No basis for opposition

The previous 3 articles established in detail that there is no basis, either from Srila Prabhu-pada's teachings, or even from what the GBC accept, for assuming that physical departure represents a natural point at which Srila Prabhu-pada should cease to act as ISKCON's diksa guru. Nor, as a simple examination of Srila Prabhu-pada's statements will show, did Srila Prabhupada state that he was going to cease acting as ISKCON's diksa guru at his physical departure (or at any other time). Thus, there is no reason to assume or propose that there exists a restriction on Srila Prabhu-pada initiating due to his physical departure. A knee-jerk emotional reaction to this fact has been to claim something along the following lines:

"If Srila Prabhupada is not restricted from initiating after his physical departure, then what is to restrict Lord Brahma, or anyone else for that matter, from initiating?"
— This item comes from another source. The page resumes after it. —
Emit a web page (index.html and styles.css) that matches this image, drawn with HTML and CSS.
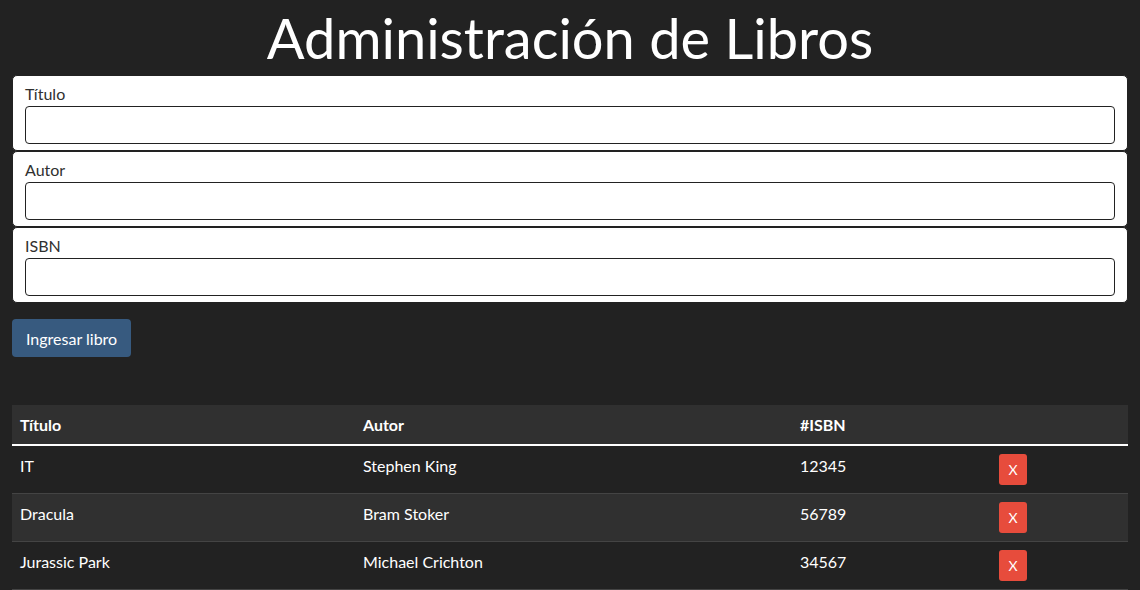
FILE: index.html
```html
<!DOCTYPE html>
<html lang="es">
<head>
<meta charset="utf-8">
<title>Administración de Libros</title>
<link rel="stylesheet" href="styles.css">
</head>
<body>
<div class="container">
  <h1 class="title">Administración de Libros</h1>
  <form class="book-form">
    <div class="card">
      <label class="label" for="titulo">Título</label>
      <input class="input" id="titulo" type="text">
    </div>
    <div class="card">
      <label class="label" for="autor">Autor</label>
      <input class="input" id="autor" type="text">
    </div>
    <div class="card">
      <label class="label" for="isbn">ISBN</label>
      <input class="input" id="isbn" type="text">
    </div>
    <button class="btn-primary" type="button">Ingresar libro</button>
  </form>
  <table class="books">
    <thead>
      <tr><th class="c1">Título</th><th class="c2">Autor</th><th class="c3">#ISBN</th><th class="c4"></th></tr>
    </thead>
    <tbody>
      <tr><td>IT</td><td>Stephen King</td><td>12345</td><td><button class="btn-del" type="button">X</button></td></tr>
      <tr><td>Dracula</td><td>Bram Stoker</td><td>56789</td><td><button class="btn-del" type="button">X</button></td></tr>
      <tr><td>Jurassic Park</td><td>Michael Crichton</td><td>34567</td><td><button class="btn-del" type="button">X</button></td></tr>
    </tbody>
  </table>
</div>
</body>
</html>
```
FILE: styles.css
```css
* { box-sizing: border-box; }
html, body {
  margin: 0;
  padding: 0;
  background: #222222;
  color: #ffffff;
  font-family: Lato, "Noto Sans", sans-serif;
  font-size: 16px;
  line-height: 1.5;
}
.container {
  padding: 0 12px;
}
.title {
  margin: 0;
  height: 75px;
  text-align: center;
  font-size: 56px;
  font-weight: 400;
  line-height: 75px;
  color: #ffffff;
}
.book-form {
  display: flex;
  flex-direction: column;
  align-items: flex-start;
}
.card {
  width: 100%;
  background: #ffffff;
  border: 1px solid #222222;
  border-radius: 5px;
  padding: 6px 12px;
  display: flex;
  flex-direction: column;
}
.label {
  color: #303030;
  font-size: 16px;
  line-height: 24px;
  height: 24px;
}
.input {
  height: 38px;
  width: 100%;
  border: 1px solid #222222;
  border-radius: 4px;
  background: #ffffff;
  font: inherit;
  padding: 6px 12px;
}
.btn-primary {
  margin-top: 16px;
  height: 38px;
  padding: 0 14px;
  background: #375a7f;
  color: #ffffff;
  border: none;
  border-radius: 4px;
  font-family: Lato, "Noto Sans", sans-serif;
  font-size: 16px;
}
.books {
  margin-top: 48px;
  width: 100%;
  border-collapse: collapse;
  table-layout: fixed;
}
.books th, .books td {
  text-align: left;
  vertical-align: top;
  padding: 8px;
  font-size: 16px;
  line-height: 24px;
}
.books thead tr {
  background: #303030;
}
.books th {
  font-weight: 700;
  border-bottom: 2px solid #ffffff;
  padding-top: 8px;
  padding-bottom: 7px;
}
.books td {
  border-bottom: 1px solid #444444;
  padding-top: 8px;
  padding-bottom: 8px;
}
.books tbody tr:nth-child(even) {
  background: #303030;
}
.c1 { width: 343px; }
.c2 { width: 437px; }
.c3 { width: 199px; }
.c4 { width: 137px; }
.btn-del {
  width: 28px;
  height: 31px;
  padding: 0;
  border: none;
  border-radius: 3px;
  background: #e74c3c;
  color: #ffffff;
  font-family: Lato, "Noto Sans", sans-serif;
  font-size: 14px;
  display: block;
}
```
The answer is they are prevented from initiating by the parampara principle, or more precisely by the fact that we must only take initiation from the current link in the parampara:

"[...] the message of Srimad-Bhagavatam is coming down by disciplic succession, and in order to receive the real message of Srimad-Bhagavatam one should approach the current link, or spiritual master, in the chain of disciplic succession. After being initiated by the proper spiritual master in that chain of succession, one should engage himself in the discharge of tapasya in the execution of devotional service."
(SB, 2.9.7)

And it is not disputed by any ISKCON leader that from 1966 onwards, the current link in the parampara, at least for all ISKCON members, was only Srila Prabhupada. Hence, previous members of the parampara are already prevented from initiating by the parampara "current link" principle, not by some "physical departure" restriction that Srila Prabhupada never taught.
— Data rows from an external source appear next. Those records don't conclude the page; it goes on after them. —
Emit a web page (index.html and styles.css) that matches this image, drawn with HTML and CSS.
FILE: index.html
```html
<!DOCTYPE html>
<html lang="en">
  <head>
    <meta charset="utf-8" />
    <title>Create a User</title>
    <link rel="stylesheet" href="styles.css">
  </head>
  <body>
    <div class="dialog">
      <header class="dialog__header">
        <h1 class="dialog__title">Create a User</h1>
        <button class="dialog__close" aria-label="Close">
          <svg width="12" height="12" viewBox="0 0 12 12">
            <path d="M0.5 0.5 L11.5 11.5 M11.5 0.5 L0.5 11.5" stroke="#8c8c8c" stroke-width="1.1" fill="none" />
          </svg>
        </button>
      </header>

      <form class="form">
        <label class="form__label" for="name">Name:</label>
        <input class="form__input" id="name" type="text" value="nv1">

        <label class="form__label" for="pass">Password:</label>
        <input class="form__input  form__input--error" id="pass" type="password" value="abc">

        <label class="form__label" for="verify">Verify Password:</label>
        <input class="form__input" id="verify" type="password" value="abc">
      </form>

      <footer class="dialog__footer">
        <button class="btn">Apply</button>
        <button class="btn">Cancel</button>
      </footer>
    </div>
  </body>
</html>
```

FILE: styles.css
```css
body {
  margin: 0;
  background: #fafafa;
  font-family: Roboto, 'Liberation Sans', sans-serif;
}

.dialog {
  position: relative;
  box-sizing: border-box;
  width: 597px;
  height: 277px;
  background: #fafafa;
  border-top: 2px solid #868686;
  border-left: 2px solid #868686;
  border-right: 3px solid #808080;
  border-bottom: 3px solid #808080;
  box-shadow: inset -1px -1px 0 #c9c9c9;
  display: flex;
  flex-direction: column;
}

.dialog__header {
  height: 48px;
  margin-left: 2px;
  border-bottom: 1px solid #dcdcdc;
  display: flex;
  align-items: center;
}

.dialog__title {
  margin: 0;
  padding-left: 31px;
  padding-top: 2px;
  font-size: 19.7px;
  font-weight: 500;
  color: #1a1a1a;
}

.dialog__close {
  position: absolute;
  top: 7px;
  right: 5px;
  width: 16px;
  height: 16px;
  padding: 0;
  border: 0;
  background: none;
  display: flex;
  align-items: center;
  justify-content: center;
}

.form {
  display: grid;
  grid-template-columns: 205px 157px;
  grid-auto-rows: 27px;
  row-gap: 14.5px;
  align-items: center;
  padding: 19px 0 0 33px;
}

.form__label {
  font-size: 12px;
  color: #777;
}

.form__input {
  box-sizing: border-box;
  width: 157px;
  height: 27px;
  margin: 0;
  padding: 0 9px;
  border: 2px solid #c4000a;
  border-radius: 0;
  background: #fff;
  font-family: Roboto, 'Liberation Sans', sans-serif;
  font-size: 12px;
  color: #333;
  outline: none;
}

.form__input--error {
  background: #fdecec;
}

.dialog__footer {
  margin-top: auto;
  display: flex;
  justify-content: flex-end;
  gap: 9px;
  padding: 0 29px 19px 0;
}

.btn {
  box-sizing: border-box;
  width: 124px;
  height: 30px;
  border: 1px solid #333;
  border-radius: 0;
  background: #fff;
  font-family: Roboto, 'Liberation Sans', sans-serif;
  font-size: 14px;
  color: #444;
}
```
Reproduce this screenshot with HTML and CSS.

Thus, since no reason or basis exists for claiming that Srila Prabhupada's position as ISKCON's diksa guru must be restricted due to his physical departure, there is no credible opposition to the IRM's position on this point.

No way out

Thus, given that Srila Prabhu-pada never taught:

a) That he would give up acting as ISKCON's diksa guru on his physical departure;
b) A diksa guru has to automatically cease acting due to his physical departure;

a counter-argument offered is:

"Yes, Srila Prabhupada could be ISKCON's diksa guru permanently if he wanted to, as he did not teach anything that prevents this [facts a) and b) above]. But Srila Prabhupada did not actually do this."

However, it is not disputed that in 1966, after Srila Prabhu-pada founded ISKCON, he established himself as ISKCON's sole diksa guru. If Srila Prabhupada had then gone on to teach either a) or b) above, it would have meant that his position as ISKCON's diksa guru was only temporary, to be ended when he physically departed. But, since he did not teach a) or b), it means his position as ISKCON's diksa guru was not temporary. And a position can only be established either on a permanent or temporary basis. Thus, if it is not temporary, then it must be permanent. Hence, the absence of a) and b) means that he established his position as ISKCON's diksa guru permanently, and therefore it is a fact that he did want to be ISKCON's permanent diksa guru.


i) Accepting that Srila Prabhupada could be ISKCON's diksa guru if he wanted to, is predicated on accepting the fact that there is no teaching [points a) and b)] from Srila Prabhupada which prevents him from doing so.

ii) But the absence of such a teaching means that Srila Prabhupada's establishment of himself as ISKCON's diksa guru from 1966 onwards was not a temporary measure to be terminated on his physical departure.

iii) And if it was not a temporary measure, then it was permanent, meaning Srila Prabhupada established himself as ISKCON's permanent diksa guru.

Hence, the above argument actually concedes the very proposition it is attempting to argue against!


In order for there to be a debate, there has to be something to debate. If your opponent:

1) agrees with you;

2) can give no reason to oppose your position;

3) offers arguments that concede your position;

then the debate is over before it has even begun!

The GBC has done 1). The previous three articles establish that 2) is also a reality. And, given 2), one is then forced into 3).

Hence, the GBC has no argument for the IRM to debate.